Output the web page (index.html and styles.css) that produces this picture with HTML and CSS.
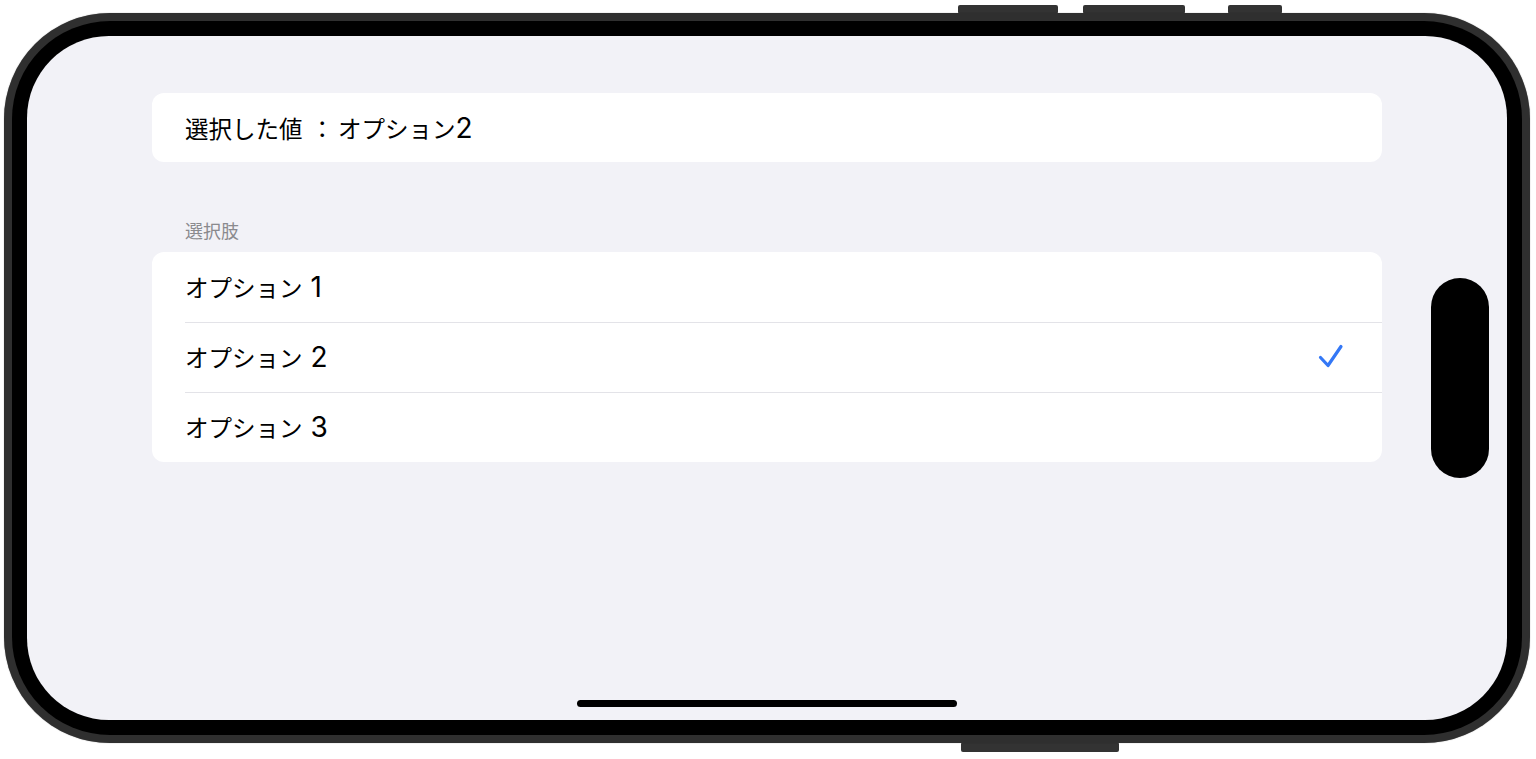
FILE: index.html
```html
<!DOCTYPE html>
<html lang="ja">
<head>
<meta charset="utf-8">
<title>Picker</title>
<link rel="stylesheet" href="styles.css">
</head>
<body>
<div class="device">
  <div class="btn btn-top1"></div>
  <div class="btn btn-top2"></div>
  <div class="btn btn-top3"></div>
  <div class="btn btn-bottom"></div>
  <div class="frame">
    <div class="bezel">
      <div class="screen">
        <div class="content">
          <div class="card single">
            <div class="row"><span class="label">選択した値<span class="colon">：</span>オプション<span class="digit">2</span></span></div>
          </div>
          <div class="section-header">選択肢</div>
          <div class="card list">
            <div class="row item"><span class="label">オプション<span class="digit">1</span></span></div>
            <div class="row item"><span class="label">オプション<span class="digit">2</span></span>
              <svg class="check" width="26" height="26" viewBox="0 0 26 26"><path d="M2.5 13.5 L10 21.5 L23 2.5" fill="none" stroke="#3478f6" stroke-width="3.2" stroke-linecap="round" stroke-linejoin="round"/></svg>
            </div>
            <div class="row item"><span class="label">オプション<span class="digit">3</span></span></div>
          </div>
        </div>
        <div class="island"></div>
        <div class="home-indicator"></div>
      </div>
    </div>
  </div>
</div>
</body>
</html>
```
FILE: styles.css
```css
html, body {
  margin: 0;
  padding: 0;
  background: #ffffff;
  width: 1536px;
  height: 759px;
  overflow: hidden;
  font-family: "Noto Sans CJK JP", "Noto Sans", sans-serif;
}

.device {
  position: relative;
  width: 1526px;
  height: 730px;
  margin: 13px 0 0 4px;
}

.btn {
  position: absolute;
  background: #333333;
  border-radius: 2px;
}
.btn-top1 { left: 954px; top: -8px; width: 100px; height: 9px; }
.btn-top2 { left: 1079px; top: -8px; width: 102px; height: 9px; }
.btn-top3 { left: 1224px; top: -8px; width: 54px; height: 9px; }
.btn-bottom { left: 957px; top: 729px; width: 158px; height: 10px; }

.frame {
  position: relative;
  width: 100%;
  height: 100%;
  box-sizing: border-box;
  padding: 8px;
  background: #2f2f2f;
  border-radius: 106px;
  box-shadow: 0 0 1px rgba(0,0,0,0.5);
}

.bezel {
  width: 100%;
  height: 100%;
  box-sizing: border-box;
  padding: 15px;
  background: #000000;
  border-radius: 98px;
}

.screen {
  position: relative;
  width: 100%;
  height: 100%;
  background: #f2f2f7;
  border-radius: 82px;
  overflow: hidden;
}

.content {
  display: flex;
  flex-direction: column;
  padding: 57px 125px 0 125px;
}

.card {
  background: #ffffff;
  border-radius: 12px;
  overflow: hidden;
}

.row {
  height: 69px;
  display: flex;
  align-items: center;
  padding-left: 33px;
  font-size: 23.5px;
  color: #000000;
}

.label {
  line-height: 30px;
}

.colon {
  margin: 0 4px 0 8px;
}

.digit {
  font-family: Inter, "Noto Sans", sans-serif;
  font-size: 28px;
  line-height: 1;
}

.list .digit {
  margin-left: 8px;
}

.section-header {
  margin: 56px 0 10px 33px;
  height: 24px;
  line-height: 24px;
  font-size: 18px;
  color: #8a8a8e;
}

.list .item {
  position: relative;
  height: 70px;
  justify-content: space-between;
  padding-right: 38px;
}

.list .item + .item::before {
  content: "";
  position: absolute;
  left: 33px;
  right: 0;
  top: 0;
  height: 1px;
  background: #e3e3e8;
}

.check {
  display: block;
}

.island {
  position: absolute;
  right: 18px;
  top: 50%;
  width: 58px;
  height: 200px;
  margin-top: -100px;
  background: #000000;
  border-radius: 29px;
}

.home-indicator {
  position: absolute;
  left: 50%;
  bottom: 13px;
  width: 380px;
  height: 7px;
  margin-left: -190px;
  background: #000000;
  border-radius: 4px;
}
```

## YOUR TASK
Write out every line above exactly as it is, leaving out the pictures.

## RESULT BELOW
Output the web page (index.html and styles.css) that produces this picture with HTML and CSS.
FILE: index.html
```html
<!DOCTYPE html>
<html lang="ja">
<head>
<meta charset="utf-8">
<title>Picker</title>
<link rel="stylesheet" href="styles.css">
</head>
<body>
<div class="device">
  <div class="btn btn-top1"></div>
  <div class="btn btn-top2"></div>
  <div class="btn btn-top3"></div>
  <div class="btn btn-bottom"></div>
  <div class="frame">
    <div class="bezel">
      <div class="screen">
        <div class="content">
          <div class="card single">
            <div class="row"><span class="label">選択した値<span class="colon">：</span>オプション<span class="digit">2</span></span></div>
          </div>
          <div class="section-header">選択肢</div>
          <div class="card list">
            <div class="row item"><span class="label">オプション<span class="digit">1</span></span></div>
            <div class="row item"><span class="label">オプション<span class="digit">2</span></span>
              <svg class="check" width="26" height="26" viewBox="0 0 26 26"><path d="M2.5 13.5 L10 21.5 L23 2.5" fill="none" stroke="#3478f6" stroke-width="3.2" stroke-linecap="round" stroke-linejoin="round"/></svg>
            </div>
            <div class="row item"><span class="label">オプション<span class="digit">3</span></span></div>
          </div>
        </div>
        <div class="island"></div>
        <div class="home-indicator"></div>
      </div>
    </div>
  </div>
</div>
</body>
</html>
```
FILE: styles.css
```css
html, body {
  margin: 0;
  padding: 0;
  background: #ffffff;
  width: 1536px;
  height: 759px;
  overflow: hidden;
  font-family: "Noto Sans CJK JP", "Noto Sans", sans-serif;
}

.device {
  position: relative;
  width: 1526px;
  height: 730px;
  margin: 13px 0 0 4px;
}

.btn {
  position: absolute;
  background: #333333;
  border-radius: 2px;
}
.btn-top1 { left: 954px; top: -8px; width: 100px; height: 9px; }
.btn-top2 { left: 1079px; top: -8px; width: 102px; height: 9px; }
.btn-top3 { left: 1224px; top: -8px; width: 54px; height: 9px; }
.btn-bottom { left: 957px; top: 729px; width: 158px; height: 10px; }

.frame {
  position: relative;
  width: 100%;
  height: 100%;
  box-sizing: border-box;
  padding: 8px;
  background: #2f2f2f;
  border-radius: 106px;
  box-shadow: 0 0 1px rgba(0,0,0,0.5);
}

.bezel {
  width: 100%;
  height: 100%;
  box-sizing: border-box;
  padding: 15px;
  background: #000000;
  border-radius: 98px;
}

.screen {
  position: relative;
  width: 100%;
  height: 100%;
  background: #f2f2f7;
  border-radius: 82px;
  overflow: hidden;
}

.content {
  display: flex;
  flex-direction: column;
  padding: 57px 125px 0 125px;
}

.card {
  background: #ffffff;
  border-radius: 12px;
  overflow: hidden;
}

.row {
  height: 69px;
  display: flex;
  align-items: center;
  padding-left: 33px;
  font-size: 23.5px;
  color: #000000;
}

.label {
  line-height: 30px;
}

.colon {
  margin: 0 4px 0 8px;
}

.digit {
  font-family: Inter, "Noto Sans", sans-serif;
  font-size: 28px;
  line-height: 1;
}

.list .digit {
  margin-left: 8px;
}

.section-header {
  margin: 56px 0 10px 33px;
  height: 24px;
  line-height: 24px;
  font-size: 18px;
  color: #8a8a8e;
}

.list .item {
  position: relative;
  height: 70px;
  justify-content: space-between;
  padding-right: 38px;
}

.list .item + .item::before {
  content: "";
  position: absolute;
  left: 33px;
  right: 0;
  top: 0;
  height: 1px;
  background: #e3e3e8;
}

.check {
  display: block;
}

.island {
  position: absolute;
  right: 18px;
  top: 50%;
  width: 58px;
  height: 200px;
  margin-top: -100px;
  background: #000000;
  border-radius: 29px;
}

.home-indicator {
  position: absolute;
  left: 50%;
  bottom: 13px;
  width: 380px;
  height: 7px;
  margin-left: -190px;
  background: #000000;
  border-radius: 4px;
}
```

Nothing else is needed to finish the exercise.